此時,他拉著二胡,整個身心都沉浸在回憶與對比的感慨之中。樂曲漸漸地打破沉靜,從深沉平靜轉為鏘鏗激昂。他的整個身心開始隨著樂曲的演奏在激烈地顫抖著沸騰著。接著,他用弓輕重有致,忽強忽弱,並用離調手法加以發展,將情緒推向新的高度,猶如層浪疊湧,岩漿迸發。然而,當音樂的旋律在高聲區煞住後突兀下沉,要以迂迴平緩意猶未盡的曲調隱弱地結尾時,樂聲嘎然而止。因身體的極度虛弱,體力不支,阿炳突然開始劇烈不斷地咳嗽起來,然後隨著身子的搖晃和顫動,轟然一聲倒在劇場的臺面上。

全場的人見此情景都嚇壞了,有人用驚恐的目光看著臺上,有人則用欲哭的聲調呼喊著阿炳。劇院的工作人員馬上跑來扶起他。可是他只胡氣息卻無氣力,大口大口地吐著血。於是,工作人員把他抬著送往醫院。但是,是年五十八歲的阿炳因為病魔纏身極度虛弱,加之病情惡化,終在一個清冷的夜裡吐血過多而不治身亡。

阿炳死了,幾百首樂曲也隨他的死去而永久地消失了,但他把《二泉映月》留了下來。這支天籟般的生命之絕唱卻成為了我們這個民族悲愴與不屈的心聲。

不久,《二泉映月》的錄音開始在電臺上播放,引起極大的反響,隨後,很快在全國風靡。

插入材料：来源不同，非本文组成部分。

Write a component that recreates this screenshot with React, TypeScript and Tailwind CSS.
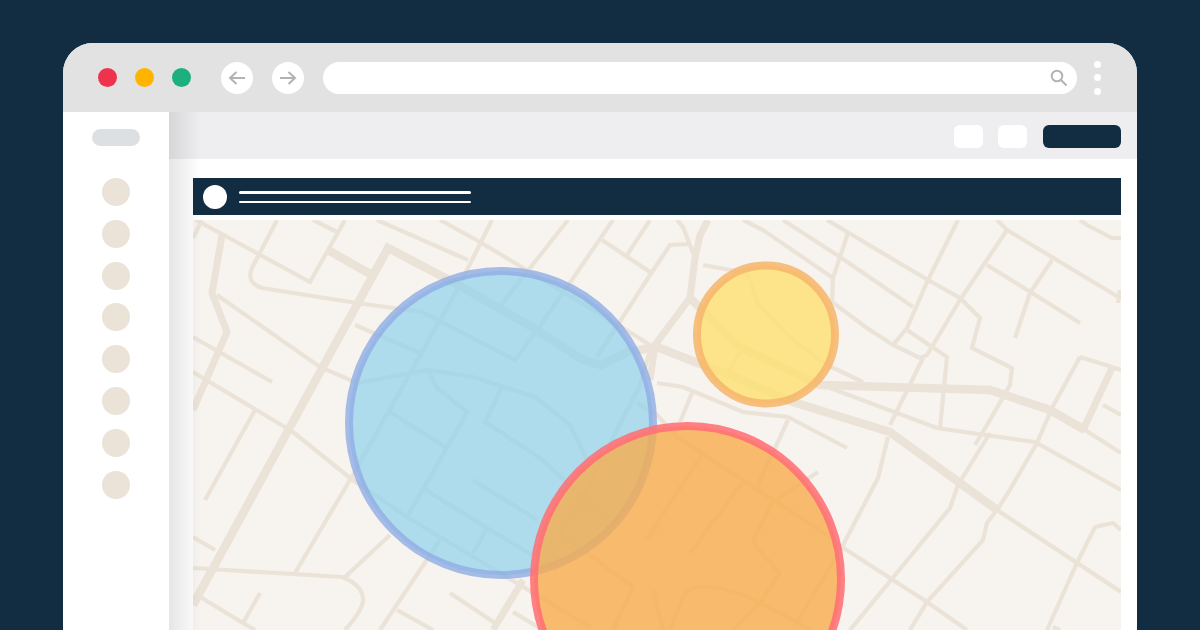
const thin: string[] = [
  "M196 220L310 282L345 220",
  "M313 220L337 232",
  "M277 220L252 268Q246 283 262 288L357 303L422 312L515 360L537 330L567 287L613 220",
  "M500 306L568 220",
  "M377 220L468 260",
  "M492 220L457 290L350 480L295 573",
  "M440 220L480 242L623 328L650 345",
  "M602 240L650 272",
  "M627 255L650 220",
  "M597 357L650 275L670 245L690 244",
  "M217 295L320 367L357 383L428 370L473 377L535 397L570 425L587 460",
  "M355 325L420 353",
  "M428 370L437 388L467 412L457 430",
  "M390 412L445 447",
  "M463 420L407 517",
  "M423 488L487 528L557 570",
  "M503 385L485 422L540 458L607 520",
  "M473 480L537 520",
  "M193 372L293 432L350 478L407 517L590 627",
  "M487 528L473 553",
  "M440 540L380 630",
  "M397 610L433 630",
  "M450 593L495 623",
  "M513 612L543 630",
  "M390 535L345 577",
  "M193 568L342 577Q363 585 363 600Q363 610 345 630",
  "M197 595L243 623L260 593",
  "M243 623L255 630",
  "M255 410L205 500",
  "M193 537L215 550",
  "M193 337L272 382",
  "M193 238L202 220",
  "M677 220L683 227L695 258",
  "M740 352L728 373",
  "M703 265L747 273L757 302L787 335L827 365L863 382",
  "M743 220L763 230L833 278L832 302L867 328L893 345L920 358",
  "M783 220L840 257L913 307",
  "M848 233L833 278",
  "M827 220L928 280L960 298L980 318L972 348L1012 368L1010 385L987 425L975 445",
  "M958 220L928 280L907 328L893 345",
  "M907 330L947 357L940 428",
  "M920 358L927 355L960 300L1007 230L997 220",
  "M1007 230L1120 298",
  "M1120 290L1118 303",
  "M987 265L1080 323",
  "M1052 260L1030 293L1015 338",
  "M1080 220L1087 225L1112 238L1121 238",
  "M923 358L890 425",
  "M1080 357L1112 367L1121 370",
  "M1080 357L1052 408L1037 443",
  "M1103 405L1121 415",
  "M830 388L937 428L1035 442L1121 490",
  "M1085 430L1121 453",
  "M657 383L683 387L743 412L788 417L847 448",
  "M692 393L680 422",
  "M788 420L757 487",
  "M888 437L878 478L842 547",
  "M1037 443L1008 493L997 510L987 523L983 540L927 602L910 630",
  "M990 433L958 485L950 508L850 630",
  "M677 437L830 537L842 547L927 602L967 630",
  "M702 455L650 533",
  "M742 483L690 553",
  "M818 472L773 502L755 537Q752 543 757 548L780 573L760 603L733 630",
  "M670 630L683 597Q690 585 710 587Q730 588 760 603L797 622L842 547",
  "M797 622L810 630",
  "M653 590L663 630",
  "M1047 630L1077 563L1095 527L1113 523L1121 530",
  "M1053 627L1060 630",
  "M560 533L633 587L613 630",
  "M650 350L640 385L583 497L560 533",
  "M637 403L657 415L677 437",
  "M645 540L660 523",
];

const mid: string[] = [
  "M222 235L212 293L227 332L193 410",
  "M708 220L700 235L695 258L690 298L655 345L650 380",
  "M1112 368L1083 430",
  "M523 580L493 630",
];

const thick: string[] = [
  "M328 250L372 275",
  "M193 605L290 427L388 248L453 282L537 330L583 360L601 365L627 352L657 347L690 360L730 375L793 402L890 432L997 510",
  "M690 298L740 347L820 385L990 390L1050 410L1085 430",
];

function Map() {
  return (
    <svg className="block h-[410px] w-[928px]" viewBox="193 220 928 410" fill="none">
      <rect x="193" y="220" width="928" height="410" fill="#f7f3ef" />
      <g stroke="#ebe3d8" strokeLinejoin="miter">
        {thin.map((d) => (
          <path key={d} d={d} strokeWidth="4.2" />
        ))}
        {mid.map((d) => (
          <path key={d} d={d} strokeWidth="7" />
        ))}
        {thick.map((d) => (
          <path key={d} d={d} strokeWidth="8.5" />
        ))}
        <path d="M997 510L1121 592" strokeWidth="4.4" />
      </g>
      <circle cx="501" cy="423" r="152" fill="#8fd2ed" fillOpacity="0.7" stroke="#8fade4" strokeOpacity="0.8" strokeWidth="8" />
      <circle cx="766" cy="334.5" r="69" fill="#fee078" fillOpacity="0.85" stroke="#f6b56a" strokeOpacity="0.85" strokeWidth="8" />
      <circle cx="687.5" cy="579.5" r="153.5" fill="#f7ad4e" fillOpacity="0.8" stroke="#ff6f75" strokeOpacity="0.88" strokeWidth="8" />
    </svg>
  );
}

export default function App() {
  return (
    <div className="h-[630px] w-[1200px] overflow-hidden bg-[#122d42] px-[63px] pt-[43px]">
      <div className="flex h-[620px] flex-col overflow-hidden rounded-t-[30px] bg-white">
        <div className="flex h-[69px] shrink-0 items-center bg-[#e2e2e2] pl-[35px]">
          <div className="flex items-center gap-[18px]">
            <span className="h-[19px] w-[19px] rounded-full bg-[#ef334c]" />
            <span className="h-[19px] w-[19px] rounded-full bg-[#ffb400]" />
            <span className="h-[19px] w-[19px] rounded-full bg-[#1eaf7f]" />
          </div>
          <div className="ml-[30px] flex items-center gap-[19px]">
            <span className="flex h-8 w-8 items-center justify-center rounded-full bg-white">
              <svg width="20" height="16" viewBox="0 0 20 16" fill="none" stroke="#b3b3b3" strokeWidth="2">
                <path d="M18 8H3M9.5 2L3 8L9.5 14" />
              </svg>
            </span>
            <span className="flex h-8 w-8 items-center justify-center rounded-full bg-white">
              <svg width="20" height="16" viewBox="0 0 20 16" fill="none" stroke="#b3b3b3" strokeWidth="2">
                <path d="M2 8H17M10.5 2L17 8L10.5 14" />
              </svg>
            </span>
          </div>
          <div className="ml-[19px] flex h-8 w-[754px] items-center justify-end rounded-full bg-white pr-[9px]">
            <svg width="18" height="18" viewBox="0 0 18 18" fill="none" stroke="#b3b3b3" strokeWidth="2">
              <circle cx="7" cy="7" r="5.3" />
              <path d="M11 11L16.5 16.5" />
            </svg>
          </div>
          <div className="ml-[17px] flex flex-col gap-[6.5px]">
            <span className="h-[7px] w-[7px] rounded-full bg-white" />
            <span className="h-[7px] w-[7px] rounded-full bg-white" />
            <span className="h-[7px] w-[7px] rounded-full bg-white" />
          </div>
        </div>

        <div className="relative flex min-h-0 flex-1">
          <aside className="flex w-[106px] shrink-0 flex-col items-center bg-white pt-[17px]">
            <span className="h-[17px] w-12 rounded-full bg-[#dce0e3]" />
            <div className="mt-[32px] flex flex-col gap-[13.8px]">
              {[0, 1, 2, 3, 4, 5, 6, 7].map((i) => (
                <span key={i} className="block h-[28px] w-[28px] rounded-full bg-[#ebe3d8]" />
              ))}
            </div>
          </aside>

          <div className="relative flex min-w-0 flex-1 flex-col">
            <div className="absolute inset-y-0 left-0 w-8 bg-linear-to-r from-black/10 to-transparent" />
            <div className="flex h-[47px] shrink-0 items-center justify-end bg-[#eeeef0] pr-4 pt-0.5">
              <span className="h-[23px] w-[29px] rounded-md bg-white" />
              <span className="ml-[15px] h-[23px] w-[29px] rounded-md bg-white" />
              <span className="ml-[16px] h-[23px] w-[78px] rounded-md bg-[#122d42]" />
            </div>
            <div className="flex flex-col pl-6 pt-[19px]">
              <div className="relative flex h-[37px] w-[928px] items-center bg-[#122d42] pl-[10px]">
                <span className="h-6 w-6 rounded-full bg-white" />
                <div className="ml-3 flex flex-col gap-[7px]">
                  <span className="block h-[3px] w-[232px] rounded-full bg-white" />
                  <span className="block h-[2px] w-[232px] rounded-full bg-white" />
                </div>
              </div>
              <div className="mt-[5px]">
                <Map />
              </div>
            </div>
          </div>
        </div>
      </div>
    </div>
  );
}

翌年,《二泉映月》唱片在全國各地發行。1954年《阿炳曲樂》出版。之後,《二泉映月》被美國評為中國十大民間精典樂曲之首。日本著名音樂指揮小澤徵二在來華指揮中央樂團演奏《二泉映樂》時曾說:這支曲子應該跪下來傾聽。